I’ve been dreaming quite a bit recently. I remember them when I wake, try to puzzle it out a bit, roll over, fall back asleep and forget all about it. The other morning was different. I did the dreaming, the puzzling, the rolling over, the forgetting but as I drifted off to sleep I was left with a thought. I don’t think it was necessarily mine. “It’s time to grow up.”
As of a few weeks ago, I’m 38. I have a couple of kids, debt, credit cards, a husband, fancy shoes, cookware, loads of appliances … all the stuff you associate with being a grownup. I even wear make up on occasion. I kind of thought I had grown up. I was being responsible. The kids turn up to school each day with lunches, clean clothes and happy smiles (most days). I may not have a current paying job but I do know what one looks like.

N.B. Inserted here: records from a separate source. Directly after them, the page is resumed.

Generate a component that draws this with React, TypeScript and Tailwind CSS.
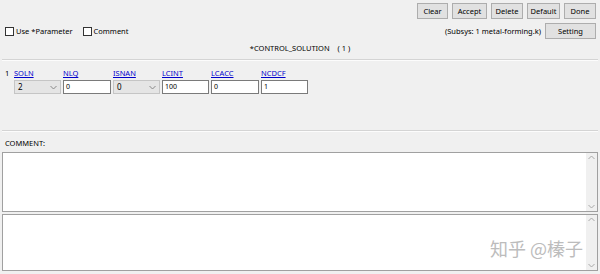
import React from "react";

const Btn = ({ label, w }: { label: string; w: string }) => (
  <div
    className={`h-[16px] ${w} flex items-center justify-center bg-[#e1e1e1] border border-[#adadad] text-[7.5px] leading-[10px]`}
  >
    {label}
  </div>
);

const Field = ({ value, w }: { value: string; w: string }) => (
  <div className={`h-[14px] ${w} bg-white border border-[#7a7a7a] flex items-center pl-[2px] text-[7px]`}>
    {value}
  </div>
);

const Select = ({ value, w }: { value: string; w: string }) => (
  <div className={`h-[14px] ${w} bg-[#e5e5e5] border border-[#c5c5c5] flex items-center justify-between px-[3px] text-[8px]`}>
    <span>{value}</span>
    <svg width="7" height="5" viewBox="0 0 7 5">
      <path d="M0.5 1 L3.5 4 L6.5 1" fill="none" stroke="#888" strokeWidth="1" />
    </svg>
  </div>
);

const Label = ({ text, w }: { text: string; w: string }) => (
  <div className={`${w} text-[7.5px] text-[#0000cc] underline leading-[10px]`}>{text}</div>
);

const ScrollBar = () => (
  <div className="w-[11px] bg-[#f0f0f0] flex flex-col justify-between items-center py-[2px]">
    <svg width="7" height="5" viewBox="0 0 7 5">
      <path d="M0.5 4 L3.5 1 L6.5 4" fill="none" stroke="#a8a8a8" strokeWidth="1" />
    </svg>
    <svg width="7" height="5" viewBox="0 0 7 5">
      <path d="M0.5 1 L3.5 4 L6.5 1" fill="none" stroke="#a8a8a8" strokeWidth="1" />
    </svg>
  </div>
);

export default function App() {
  return (
    <div
      className="w-[600px] h-[274px] bg-[#f0f0f0] text-black text-[7.5px] flex flex-col overflow-hidden"
      style={{ fontFamily: '"Noto Sans", "Open Sans", Arial, sans-serif' }}
    >
      <div className="flex justify-between pl-[5px] pr-[4px] pt-[3px]">
        <div className="flex items-center mt-[22px] h-[12px]">
          <div className="w-[9px] h-[9px] border border-[#333] bg-white mr-[2px]" />
          <span className="leading-[10px]">Use *Parameter</span>
          <div className="w-[9px] h-[9px] border border-[#333] bg-white ml-[10px] mr-[2px]" />
          <span className="leading-[10px]">Comment</span>
        </div>
        <div className="flex flex-col items-end gap-[4px]">
          <div className="flex gap-[4px]">
            <Btn label="Clear" w="w-[31px]" />
            <Btn label="Accept" w="w-[35px]" />
            <Btn label="Delete" w="w-[32px]" />
            <Btn label="Default" w="w-[33px]" />
            <Btn label="Done" w="w-[32px]" />
          </div>
          <div className="flex items-center gap-[4px]">
            <span className="leading-[10px]">(Subsys: 1 metal-forming.k)</span>
            <Btn label="Setting" w="w-[51px]" />
          </div>
        </div>
      </div>
      <div className="flex justify-center mt-[3px] leading-[12px] h-[12px]">
        <span>*CONTROL_SOLUTION&nbsp;&nbsp;&nbsp;&nbsp;(&nbsp;1&nbsp;)</span>
      </div>
      <div className="mt-[5px] mx-[2px] h-[2px] border-t border-[#d4d4d4] border-b border-b-[#fcfcfc]" />
      <div className="flex mt-[7px] pl-[5px]">
        <div className="w-[9px] text-[7.5px] leading-[10px]">1</div>
        <div className="flex flex-col">
          <div className="flex">
            <Label text="SOLN" w="w-[49px]" />
            <Label text="NLQ" w="w-[50px]" />
            <Label text="ISNAN" w="w-[49px]" />
            <Label text="LCINT" w="w-[49px]" />
            <Label text="LCACC" w="w-[50px]" />
            <Label text="NCDCF" w="w-[49px]" />
          </div>
          <div className="flex mt-[2px] gap-[2px]">
            <Select value="2" w="w-[47px]" />
            <Field value="0" w="w-[48px]" />
            <Select value="0" w="w-[47px]" />
            <Field value="100" w="w-[47px]" />
            <Field value="0" w="w-[48px]" />
            <Field value="1" w="w-[47px]" />
          </div>
        </div>
      </div>
      <div className="mt-[36px] mx-[2px] h-[2px] border-t border-[#d4d4d4] border-b border-b-[#fcfcfc]" />
      <div className="pl-[5px] mt-[5px] leading-[12px] text-[7.5px]">COMMENT:</div>
      <div className="mx-[2px] mt-[3px] h-[60px] bg-white border border-[#a0a0a0] flex justify-end">
        <ScrollBar />
      </div>
      <div className="mx-[2px] mt-[2px] h-[57px] bg-white border border-[#a0a0a0] flex justify-end items-stretch">
        <div className="flex items-end pb-[12px] pr-[3px]">
          <span
            className="text-[18px] text-[#bcbcbc] leading-[20px]"
            style={{ fontFamily: '"Noto Sans CJK SC", sans-serif' }}
          >
            知乎 @榛子
          </span>
        </div>
        <ScrollBar />
      </div>
    </div>
  );
}
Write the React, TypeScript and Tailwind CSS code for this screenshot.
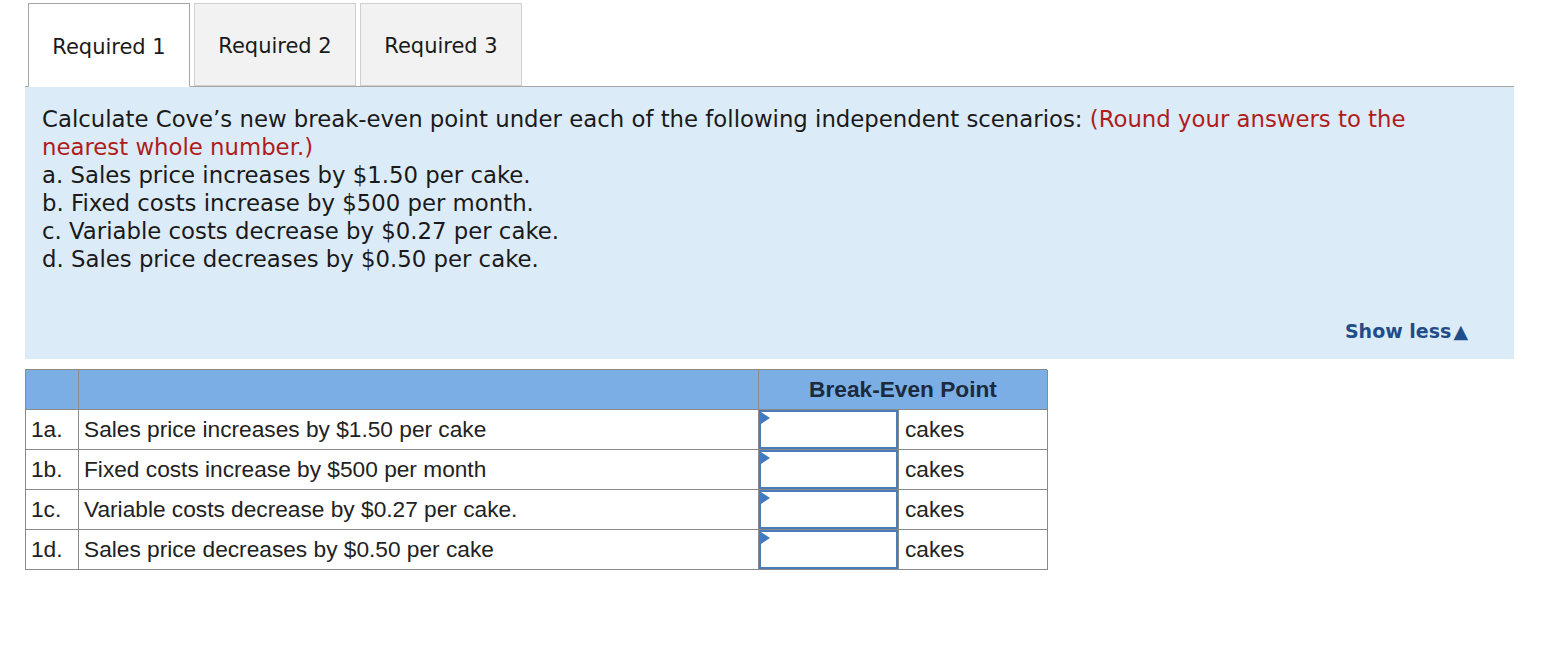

Where was this thought about growing up coming from? Seriously!
I can’t say exactly when I worked it out but I did eventually. I think the thought sat in the back of my mind being slowly churned until I finally had the ‘aha’ moment. Now, not everyone is going to agree with my next comments and they don’t necessarily apply to all expats. However, I think they probably do … to some degree.
Initially I thought coming home would mean the end of some of the luxuries we had become quite attached to. It has but it has also meant a certain mind shift. It is as if now that we are home we need to take life a bit more seriously.
Serious is not my middle name and I generally prefer to steer any serious conversation into less weighty waters. However, I can do it. The seriousness of life? Not so familiar with that one. It is a close cousin to ‘planning’. I’ve met planning. In actual fact, I married the embodiment of planning. My husband LOVES lists, spreadsheets, forecasts and all long term paths that lead to a goal. I like the daydreaming aspect of that process.
Serious planning about our future has never really come up before. Knowing where we will be in ten years time is completely outside my understanding. Working out where the kids will be going to high school and making plans accordingly. This is the work of true grown ups. Up till recently, whenever I was asked how long I planned to be in any one place, my response was, “till I move.” This time we have arrived with no intention of moving. I’m happy about it but not sure that my head has caught up with many of the ramifications.
So I now wonder what growing up will look like. Is it the end of flippancy? Will it change me? Reshape me? More than likely. Moving certainly did.